RECORDS —

⁂

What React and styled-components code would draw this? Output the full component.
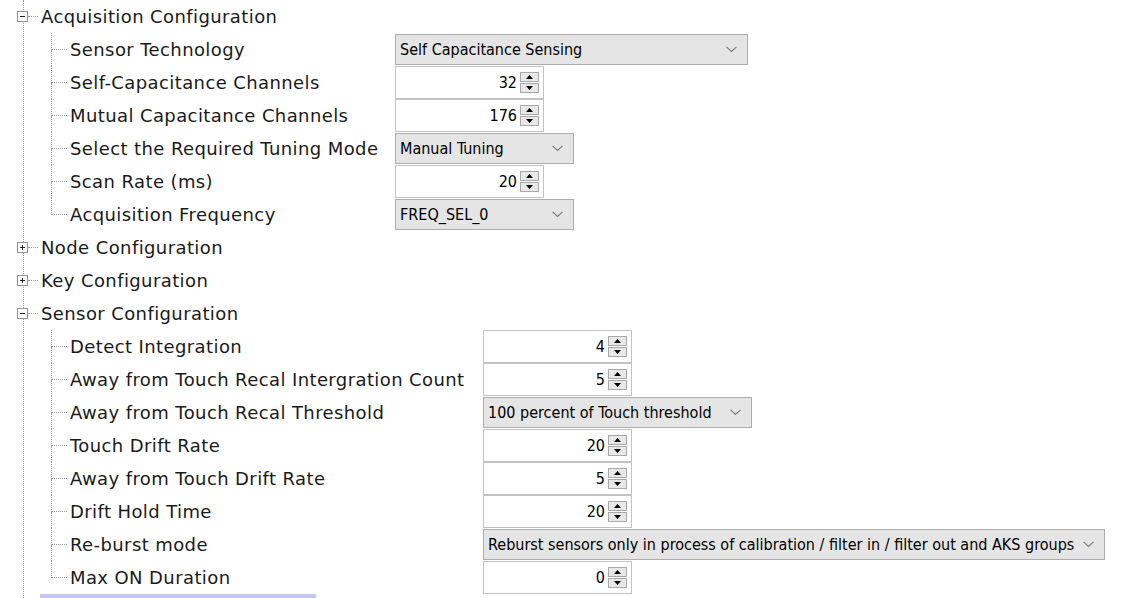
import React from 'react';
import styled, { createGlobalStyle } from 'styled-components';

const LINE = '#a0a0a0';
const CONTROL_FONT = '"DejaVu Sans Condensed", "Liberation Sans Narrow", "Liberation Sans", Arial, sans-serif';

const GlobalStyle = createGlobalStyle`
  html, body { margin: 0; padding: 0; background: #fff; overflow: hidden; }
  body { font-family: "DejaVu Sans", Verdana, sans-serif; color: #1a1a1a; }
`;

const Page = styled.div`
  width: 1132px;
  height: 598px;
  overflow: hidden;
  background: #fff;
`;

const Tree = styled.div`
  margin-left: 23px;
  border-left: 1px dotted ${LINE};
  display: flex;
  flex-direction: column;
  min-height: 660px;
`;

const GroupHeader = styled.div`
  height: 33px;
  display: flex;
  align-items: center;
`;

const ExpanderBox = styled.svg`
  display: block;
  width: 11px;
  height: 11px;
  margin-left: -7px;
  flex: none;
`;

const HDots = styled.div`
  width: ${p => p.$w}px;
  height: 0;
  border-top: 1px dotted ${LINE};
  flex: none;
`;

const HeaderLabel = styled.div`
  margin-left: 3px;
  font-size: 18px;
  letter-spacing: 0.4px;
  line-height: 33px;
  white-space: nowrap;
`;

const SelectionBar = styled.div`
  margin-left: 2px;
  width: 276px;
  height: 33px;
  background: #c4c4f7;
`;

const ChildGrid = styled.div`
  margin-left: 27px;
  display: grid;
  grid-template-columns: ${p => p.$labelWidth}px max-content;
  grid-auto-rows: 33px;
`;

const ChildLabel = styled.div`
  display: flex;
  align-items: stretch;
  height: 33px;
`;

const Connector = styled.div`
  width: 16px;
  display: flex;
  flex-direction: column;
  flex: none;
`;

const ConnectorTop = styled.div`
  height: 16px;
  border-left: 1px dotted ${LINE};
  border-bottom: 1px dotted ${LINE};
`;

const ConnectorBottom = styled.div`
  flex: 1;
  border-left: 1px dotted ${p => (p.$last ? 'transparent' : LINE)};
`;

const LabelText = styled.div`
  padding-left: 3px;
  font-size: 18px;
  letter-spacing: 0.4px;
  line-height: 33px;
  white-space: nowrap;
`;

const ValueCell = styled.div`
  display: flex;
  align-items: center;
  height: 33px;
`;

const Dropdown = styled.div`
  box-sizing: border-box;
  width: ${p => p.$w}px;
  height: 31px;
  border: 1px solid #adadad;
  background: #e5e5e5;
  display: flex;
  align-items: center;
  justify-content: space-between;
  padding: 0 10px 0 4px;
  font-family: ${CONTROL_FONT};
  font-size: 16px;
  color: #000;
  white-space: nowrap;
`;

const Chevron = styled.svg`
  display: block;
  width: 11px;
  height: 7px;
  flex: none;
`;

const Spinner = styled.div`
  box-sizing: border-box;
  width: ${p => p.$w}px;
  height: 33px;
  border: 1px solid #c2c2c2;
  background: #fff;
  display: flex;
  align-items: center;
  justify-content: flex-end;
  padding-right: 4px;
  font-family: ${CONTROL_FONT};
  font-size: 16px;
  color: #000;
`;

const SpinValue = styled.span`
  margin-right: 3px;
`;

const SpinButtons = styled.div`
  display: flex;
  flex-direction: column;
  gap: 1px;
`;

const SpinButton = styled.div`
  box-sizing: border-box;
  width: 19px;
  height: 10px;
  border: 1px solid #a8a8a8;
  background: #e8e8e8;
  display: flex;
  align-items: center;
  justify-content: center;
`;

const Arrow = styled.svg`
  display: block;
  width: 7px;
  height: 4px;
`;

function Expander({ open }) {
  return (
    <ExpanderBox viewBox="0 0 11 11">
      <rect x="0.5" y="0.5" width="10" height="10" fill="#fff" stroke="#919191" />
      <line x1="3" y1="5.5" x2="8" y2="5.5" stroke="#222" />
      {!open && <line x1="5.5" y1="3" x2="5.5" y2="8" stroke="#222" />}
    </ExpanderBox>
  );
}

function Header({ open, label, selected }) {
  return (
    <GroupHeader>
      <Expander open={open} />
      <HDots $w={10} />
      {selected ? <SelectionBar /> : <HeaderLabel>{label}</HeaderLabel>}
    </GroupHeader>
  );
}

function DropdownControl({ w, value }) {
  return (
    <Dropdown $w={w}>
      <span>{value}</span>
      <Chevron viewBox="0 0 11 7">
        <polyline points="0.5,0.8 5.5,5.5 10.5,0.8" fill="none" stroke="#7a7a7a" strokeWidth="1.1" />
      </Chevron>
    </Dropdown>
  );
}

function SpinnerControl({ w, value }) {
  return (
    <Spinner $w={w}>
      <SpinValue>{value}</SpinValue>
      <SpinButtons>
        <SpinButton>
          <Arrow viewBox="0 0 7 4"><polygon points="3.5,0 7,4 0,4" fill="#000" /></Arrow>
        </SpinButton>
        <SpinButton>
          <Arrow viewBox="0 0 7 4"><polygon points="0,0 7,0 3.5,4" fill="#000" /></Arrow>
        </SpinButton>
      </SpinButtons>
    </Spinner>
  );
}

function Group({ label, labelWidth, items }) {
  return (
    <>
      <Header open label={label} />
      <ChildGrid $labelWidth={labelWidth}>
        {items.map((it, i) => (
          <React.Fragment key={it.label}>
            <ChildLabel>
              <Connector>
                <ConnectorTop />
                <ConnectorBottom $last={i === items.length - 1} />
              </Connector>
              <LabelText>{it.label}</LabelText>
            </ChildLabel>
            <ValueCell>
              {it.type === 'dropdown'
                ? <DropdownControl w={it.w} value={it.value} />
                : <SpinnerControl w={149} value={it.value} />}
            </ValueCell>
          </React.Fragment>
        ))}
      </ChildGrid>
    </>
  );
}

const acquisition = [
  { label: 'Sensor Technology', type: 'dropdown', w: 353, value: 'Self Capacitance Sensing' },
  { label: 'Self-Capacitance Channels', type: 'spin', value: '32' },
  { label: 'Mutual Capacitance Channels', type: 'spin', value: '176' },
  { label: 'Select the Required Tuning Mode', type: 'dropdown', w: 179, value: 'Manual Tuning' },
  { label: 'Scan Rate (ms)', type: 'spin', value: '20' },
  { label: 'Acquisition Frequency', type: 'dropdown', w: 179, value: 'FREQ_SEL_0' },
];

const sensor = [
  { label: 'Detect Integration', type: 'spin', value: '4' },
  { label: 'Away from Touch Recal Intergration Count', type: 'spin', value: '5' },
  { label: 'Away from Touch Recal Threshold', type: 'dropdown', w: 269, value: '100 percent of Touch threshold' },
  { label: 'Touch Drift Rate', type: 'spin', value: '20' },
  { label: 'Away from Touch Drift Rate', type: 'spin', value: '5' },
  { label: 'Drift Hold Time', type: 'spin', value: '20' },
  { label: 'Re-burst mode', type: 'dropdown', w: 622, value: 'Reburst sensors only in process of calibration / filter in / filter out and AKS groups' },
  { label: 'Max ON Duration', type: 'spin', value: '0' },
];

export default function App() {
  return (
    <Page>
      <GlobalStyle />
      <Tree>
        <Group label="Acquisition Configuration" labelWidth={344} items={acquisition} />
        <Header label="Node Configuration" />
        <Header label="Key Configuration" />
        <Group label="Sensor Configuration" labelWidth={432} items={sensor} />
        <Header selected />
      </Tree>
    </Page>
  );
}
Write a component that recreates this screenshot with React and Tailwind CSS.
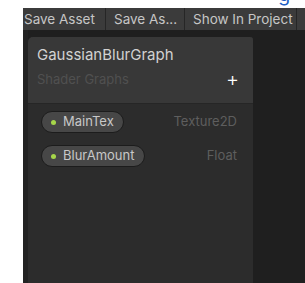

⁂

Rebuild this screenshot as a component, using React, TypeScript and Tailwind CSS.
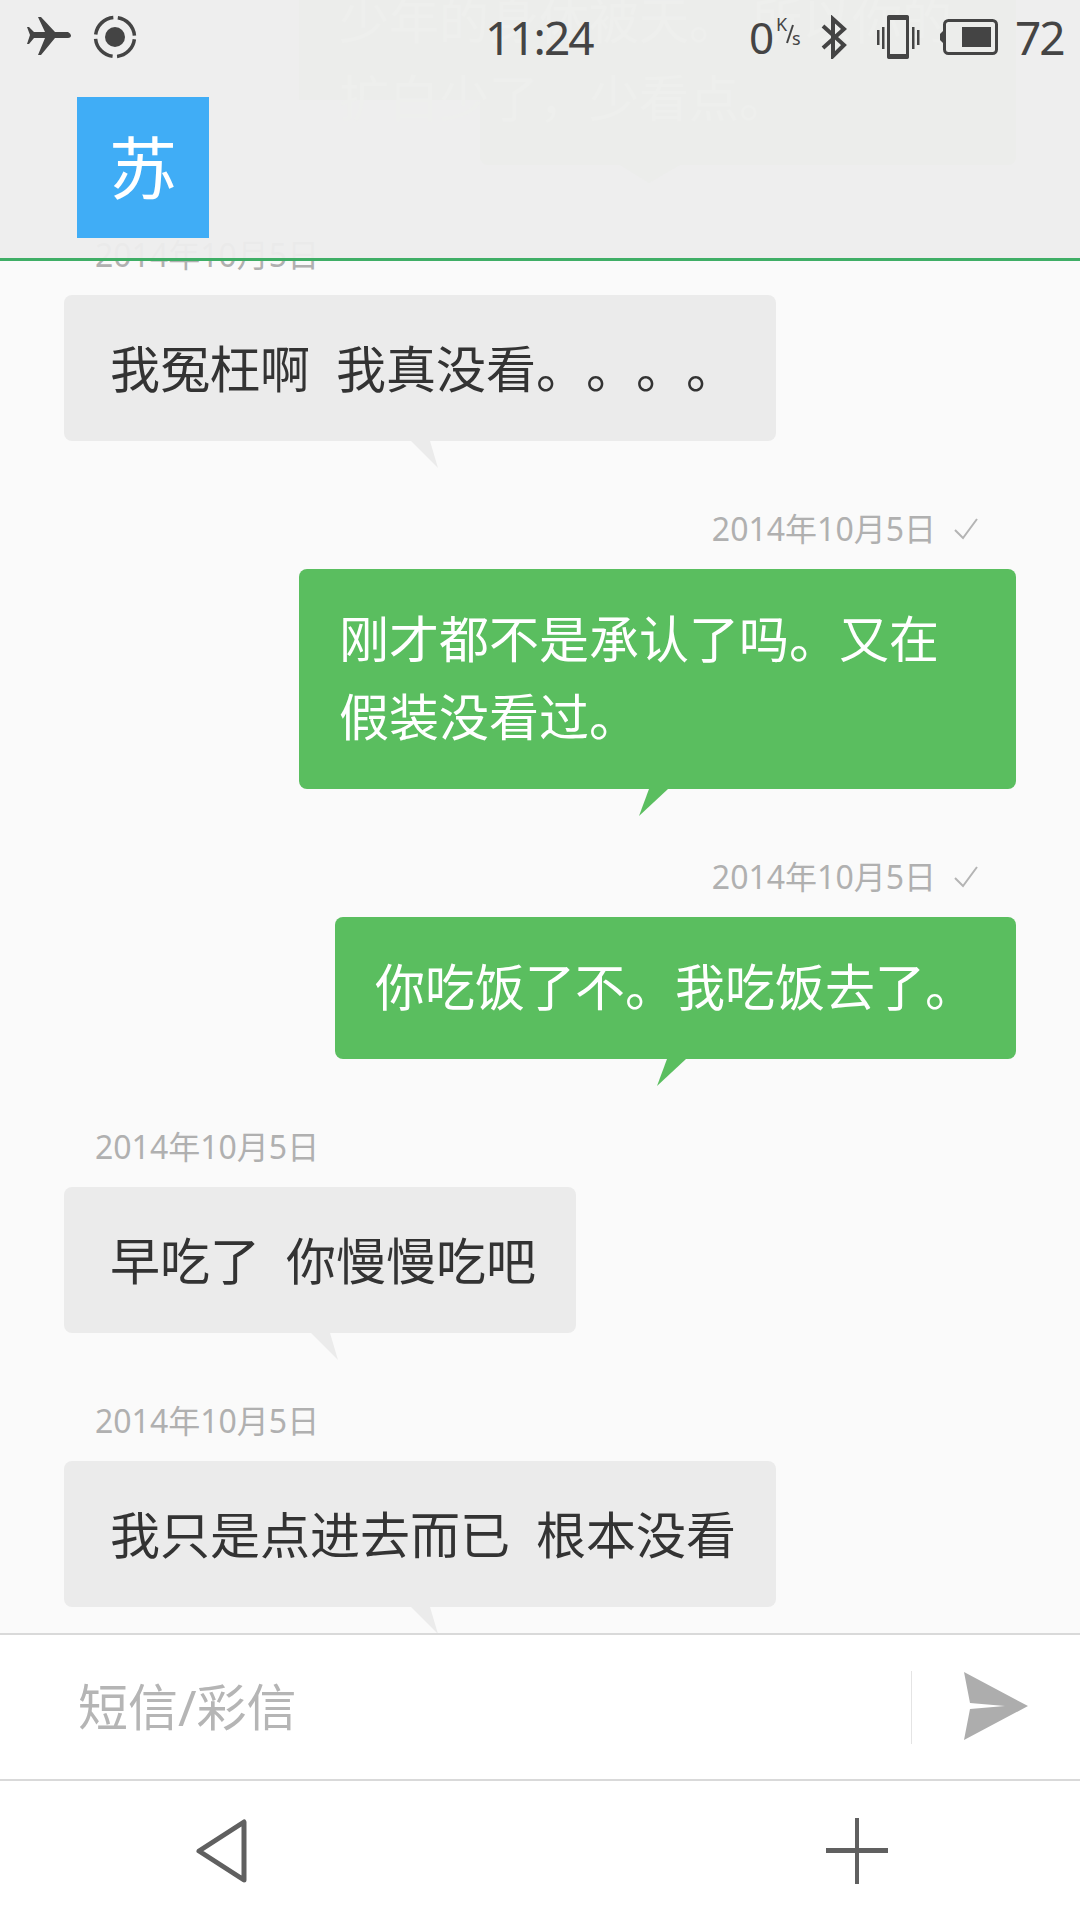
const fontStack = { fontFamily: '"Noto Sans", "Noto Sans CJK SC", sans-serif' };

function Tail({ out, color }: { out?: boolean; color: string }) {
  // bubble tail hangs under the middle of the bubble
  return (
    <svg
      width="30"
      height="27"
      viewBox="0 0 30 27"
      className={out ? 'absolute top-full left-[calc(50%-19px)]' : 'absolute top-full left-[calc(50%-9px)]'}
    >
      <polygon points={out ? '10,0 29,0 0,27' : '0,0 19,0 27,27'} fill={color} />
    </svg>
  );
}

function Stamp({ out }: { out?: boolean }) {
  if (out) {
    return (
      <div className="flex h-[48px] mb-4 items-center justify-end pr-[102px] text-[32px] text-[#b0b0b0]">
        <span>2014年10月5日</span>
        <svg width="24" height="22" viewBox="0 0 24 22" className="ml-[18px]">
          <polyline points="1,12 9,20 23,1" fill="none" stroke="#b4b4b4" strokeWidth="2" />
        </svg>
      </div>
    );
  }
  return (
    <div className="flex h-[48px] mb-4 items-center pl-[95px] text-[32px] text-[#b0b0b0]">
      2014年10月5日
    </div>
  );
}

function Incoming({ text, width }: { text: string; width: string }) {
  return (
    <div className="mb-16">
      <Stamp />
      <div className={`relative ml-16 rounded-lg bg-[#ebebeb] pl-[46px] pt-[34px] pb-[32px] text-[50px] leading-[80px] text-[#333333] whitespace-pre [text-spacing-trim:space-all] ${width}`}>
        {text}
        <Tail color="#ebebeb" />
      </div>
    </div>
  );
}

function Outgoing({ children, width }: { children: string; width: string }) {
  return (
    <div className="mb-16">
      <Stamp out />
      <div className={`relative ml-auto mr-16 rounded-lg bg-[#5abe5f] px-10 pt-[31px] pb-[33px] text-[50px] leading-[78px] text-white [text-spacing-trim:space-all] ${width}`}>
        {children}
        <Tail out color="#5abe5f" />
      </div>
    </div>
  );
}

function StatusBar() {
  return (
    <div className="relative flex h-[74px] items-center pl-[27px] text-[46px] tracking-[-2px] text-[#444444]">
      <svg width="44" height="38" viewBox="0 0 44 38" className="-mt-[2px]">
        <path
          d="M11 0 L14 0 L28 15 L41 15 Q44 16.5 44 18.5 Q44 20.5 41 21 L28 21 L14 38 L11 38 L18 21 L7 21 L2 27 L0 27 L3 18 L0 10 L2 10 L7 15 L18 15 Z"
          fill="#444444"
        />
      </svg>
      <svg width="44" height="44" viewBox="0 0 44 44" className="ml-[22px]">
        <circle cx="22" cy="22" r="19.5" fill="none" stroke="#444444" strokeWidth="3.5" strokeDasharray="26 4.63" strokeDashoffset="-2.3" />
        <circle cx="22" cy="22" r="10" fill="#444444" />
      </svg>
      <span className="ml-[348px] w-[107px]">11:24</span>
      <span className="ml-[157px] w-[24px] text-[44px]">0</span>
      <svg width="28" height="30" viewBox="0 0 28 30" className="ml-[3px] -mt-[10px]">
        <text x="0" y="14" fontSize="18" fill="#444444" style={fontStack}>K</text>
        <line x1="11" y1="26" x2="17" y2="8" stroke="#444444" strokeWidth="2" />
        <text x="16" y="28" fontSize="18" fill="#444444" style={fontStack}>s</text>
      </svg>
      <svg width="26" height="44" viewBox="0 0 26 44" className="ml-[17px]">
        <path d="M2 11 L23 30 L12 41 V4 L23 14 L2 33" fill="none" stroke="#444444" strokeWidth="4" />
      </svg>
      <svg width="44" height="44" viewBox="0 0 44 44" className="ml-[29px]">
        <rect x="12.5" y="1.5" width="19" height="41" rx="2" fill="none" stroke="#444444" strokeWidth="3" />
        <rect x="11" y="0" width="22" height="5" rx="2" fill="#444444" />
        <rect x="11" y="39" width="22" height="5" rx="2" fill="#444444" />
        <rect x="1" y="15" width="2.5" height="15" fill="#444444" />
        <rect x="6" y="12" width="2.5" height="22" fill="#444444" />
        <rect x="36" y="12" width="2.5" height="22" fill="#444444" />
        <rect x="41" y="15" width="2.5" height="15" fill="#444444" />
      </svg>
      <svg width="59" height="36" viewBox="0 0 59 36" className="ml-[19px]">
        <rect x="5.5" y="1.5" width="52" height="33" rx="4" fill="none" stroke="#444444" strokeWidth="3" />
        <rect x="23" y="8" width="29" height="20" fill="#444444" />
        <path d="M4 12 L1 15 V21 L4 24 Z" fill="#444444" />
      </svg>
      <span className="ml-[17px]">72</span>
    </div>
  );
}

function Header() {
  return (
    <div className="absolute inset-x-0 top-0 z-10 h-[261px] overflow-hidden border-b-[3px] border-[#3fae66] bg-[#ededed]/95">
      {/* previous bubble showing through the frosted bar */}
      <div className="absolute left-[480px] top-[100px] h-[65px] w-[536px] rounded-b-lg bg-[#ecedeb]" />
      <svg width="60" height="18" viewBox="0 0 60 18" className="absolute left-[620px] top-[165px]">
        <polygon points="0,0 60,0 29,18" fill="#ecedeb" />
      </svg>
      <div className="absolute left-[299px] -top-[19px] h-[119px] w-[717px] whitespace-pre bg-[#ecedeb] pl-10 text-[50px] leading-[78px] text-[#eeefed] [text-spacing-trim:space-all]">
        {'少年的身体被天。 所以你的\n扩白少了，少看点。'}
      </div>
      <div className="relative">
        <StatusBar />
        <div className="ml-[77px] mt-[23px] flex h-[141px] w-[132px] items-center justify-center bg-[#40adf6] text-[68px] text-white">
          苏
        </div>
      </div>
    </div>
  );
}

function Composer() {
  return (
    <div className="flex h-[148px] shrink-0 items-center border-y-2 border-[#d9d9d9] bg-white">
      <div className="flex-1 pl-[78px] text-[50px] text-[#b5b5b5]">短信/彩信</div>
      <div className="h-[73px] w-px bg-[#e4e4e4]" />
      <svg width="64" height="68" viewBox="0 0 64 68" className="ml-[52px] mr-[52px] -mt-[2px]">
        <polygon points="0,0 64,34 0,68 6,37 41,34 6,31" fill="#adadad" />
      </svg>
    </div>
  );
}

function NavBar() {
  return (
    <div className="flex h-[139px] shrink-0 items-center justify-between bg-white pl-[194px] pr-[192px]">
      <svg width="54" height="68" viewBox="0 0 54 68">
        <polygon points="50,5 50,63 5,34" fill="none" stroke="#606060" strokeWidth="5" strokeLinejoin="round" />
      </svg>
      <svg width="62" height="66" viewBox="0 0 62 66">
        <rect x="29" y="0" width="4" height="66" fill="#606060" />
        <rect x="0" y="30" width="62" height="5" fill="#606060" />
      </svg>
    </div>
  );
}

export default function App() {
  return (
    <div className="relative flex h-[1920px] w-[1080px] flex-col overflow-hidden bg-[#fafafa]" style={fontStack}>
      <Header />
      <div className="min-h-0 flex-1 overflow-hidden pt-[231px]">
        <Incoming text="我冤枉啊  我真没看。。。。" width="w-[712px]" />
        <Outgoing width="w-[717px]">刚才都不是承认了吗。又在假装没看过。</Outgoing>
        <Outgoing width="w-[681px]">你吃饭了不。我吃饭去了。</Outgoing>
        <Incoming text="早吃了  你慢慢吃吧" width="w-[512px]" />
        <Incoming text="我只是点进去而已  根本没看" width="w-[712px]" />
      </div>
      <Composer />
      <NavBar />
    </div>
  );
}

⁂

INSTRUCTIONS FOR THE TASK — In the listing, find every line containing the word "screenshot" and list it.

RESULT OF THIS TASK —
Write a component that recreates this screenshot with React and Tailwind CSS.
Rebuild this screenshot as a component, using React, TypeScript and Tailwind CSS.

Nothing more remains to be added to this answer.